Porcelain bas-relief
58 x 58 cm
Engobes, mdf board, acrylic paint.
For more works by this Artist, please visit: www.onarte.pl
BIO
Potter. Visual artist, designer and art doctor. Body knowledge acquired through direct contact with material is central to her art and design practice.
She combines art and design. Her response to the escalating chaos of consumption is to incorporate a non-anthropocentric perspective into the human relationship with the world. A fan of plants and barter.
She graduated from the Academy of Fine Arts in Wroclaw, Poland, and the Royal College of Art in London.
She is the winner of the Audience Award of the 18th Survival Art Review (2021), Franz Award (2019), Mazda Design Award (2018), Gazeta Wyborcza WARTO Award (2017) and British Glass Biennale (2015), among others. She has received scholarships from the Young Poland program and the J. Grotowski scholarship, among others.
Her works are part of the art and design collections of the National Museum in Cracow, the art collection of the European Hotel, and the Shanghai Museum of Glass, among others.
Over the years, her products have been featured at the Barbican Center and TATE Modern in London, among others. She has participated in over 100 exhibitions, including in the UK, Denmark, Ireland, Korea, Germany, Azerbaijan, Sweden, Finland, China, and Brazil.
The Body project takes me down a winding road - a statement from the artist:
"This project talks about the importance of embodied knowledge which is one of the main threads of my creative work. It is a kind of knowledge that is characteristic of artisans and women, groups that still have to fight for their rightful place in patriarchal reality. The purpose of the series titled The Body Leads Me Down a Winding Road is, through the use of vivid colors, to symbolically show the power that knowledge from our bodies has.
Formally, the porcelain shapes are reminiscent of 13th century pot tiles produced by potters in Western Europe. They are a tribute to that moment in the history of pottery (as indicated by archaeological sources) when the artisan managed to clearly go beyond the pattern of the vessel, using individual creation, modifying the form and changing its use.
Embodied knowledge, which cannot be easily verbalized, is characterized by such slogans as: " I intuitively feel it," " I have a hunch," "I feel it in my body.".... It is acquired through the physical movement of our bodies, hours of practice, but also by observing others at work and sharing experiences.

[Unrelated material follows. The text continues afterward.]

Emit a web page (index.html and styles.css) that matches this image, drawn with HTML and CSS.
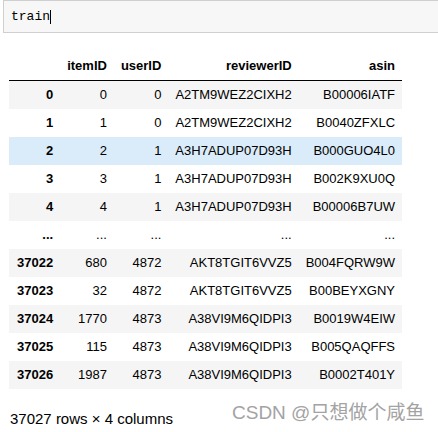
FILE: index.html
```html
<!DOCTYPE html>
<html>
<head>
<meta charset="utf-8">
<link rel="stylesheet" href="styles.css">
</head>
<body>
<div class="cell-input"><span class="code">train</span><span class="caret"></span></div>
<div class="output">
<table class="df">
<thead>
<tr><th></th><th>itemID</th><th>userID</th><th>reviewerID</th><th>asin</th></tr>
</thead>
<tbody>
<tr><th>0</th><td>0</td><td>0</td><td>A2TM9WEZ2CIXH2</td><td>B00006IATF</td></tr>
<tr><th>1</th><td>1</td><td>0</td><td>A2TM9WEZ2CIXH2</td><td>B0040ZFXLC</td></tr>
<tr class="hover"><th>2</th><td>2</td><td>1</td><td>A3H7ADUP07D93H</td><td>B000GUO4L0</td></tr>
<tr><th>3</th><td>3</td><td>1</td><td>A3H7ADUP07D93H</td><td>B002K9XU0Q</td></tr>
<tr><th>4</th><td>4</td><td>1</td><td>A3H7ADUP07D93H</td><td>B00006B7UW</td></tr>
<tr><th>...</th><td>...</td><td>...</td><td>...</td><td>...</td></tr>
<tr><th>37022</th><td>680</td><td>4872</td><td>AKT8TGIT6VVZ5</td><td>B004FQRW9W</td></tr>
<tr><th>37023</th><td>32</td><td>4872</td><td>AKT8TGIT6VVZ5</td><td>B00BEYXGNY</td></tr>
<tr><th>37024</th><td>1770</td><td>4873</td><td>A38VI9M6QIDPI3</td><td>B0019W4EIW</td></tr>
<tr><th>37025</th><td>115</td><td>4873</td><td>A38VI9M6QIDPI3</td><td>B005QAQFFS</td></tr>
<tr><th>37026</th><td>1987</td><td>4873</td><td>A38VI9M6QIDPI3</td><td>B0002T401Y</td></tr>
</tbody>
</table>
<p class="shape">37027 rows × 4 columns</p>
</div>
<div class="watermark">CSDN @只想做个咸鱼</div>
</body>
</html>
```

FILE: styles.css
```css
html, body {
  margin: 0;
  padding: 0;
  background: #ffffff;
  width: 438px;
  height: 432px;
  overflow: hidden;
  position: relative;
}

.cell-input {
  margin-left: 3px;
  height: 31px;
  border: 1px solid #cfcfcf;
  border-right: none;
  background: #f7f7f7;
  display: flex;
  align-items: center;
  padding-left: 7px;
}

.code {
  font-family: "Liberation Mono", monospace;
  font-size: 13px;
  color: #000;
  line-height: 14px;
}

.caret {
  display: inline-block;
  width: 1px;
  height: 14px;
  background: #000;
}

.output {
  padding-left: 9px;
  padding-top: 19px;
}

.df {
  border-collapse: collapse;
  border-spacing: 0;
  font-family: "Liberation Sans", Arial, sans-serif;
  font-size: 13px;
  color: #000;
}

.df th, .df td {
  text-align: right;
  vertical-align: middle;
  padding: 7px 7px;
  line-height: 14px;
  white-space: nowrap;
}

.df th {
  font-weight: bold;
}

.df thead th {
  vertical-align: bottom;
  border-bottom: 1px solid #000;
}

.df tbody th:first-child {
  padding-left: 8px;
}

.df tbody tr:nth-child(odd) {
  background: #f5f5f5;
}

.df tbody tr.hover {
  background: #daebfa;
}

.shape {
  margin: 21px 0 0 1px;
  font-family: "Liberation Sans", Arial, sans-serif;
  font-size: 15px;
  line-height: 17px;
  color: #000;
}

.watermark {
  position: absolute;
  left: 232px;
  top: 402px;
  font-family: "Liberation Sans", Arial, "Noto Sans CJK SC", sans-serif;
  font-size: 19px;
  line-height: 22px;
  color: #a3a3a3;
  text-shadow: 0 0 1px #ffffff, 1px 1px 0 #ffffff;
}
```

Intense colors are, in this series of radical pottery, an outward, symbolic representation of embodied knowledge: flows, intuition, hunches, feeling in the body, emotionality. The frequent blending and overlapping of colors reflects the importance of diversity of experience. And the color-intensive frames that are an integral part of the work are an additional reinforcement of the integrity of this 'multicolor'/multifaceted experience."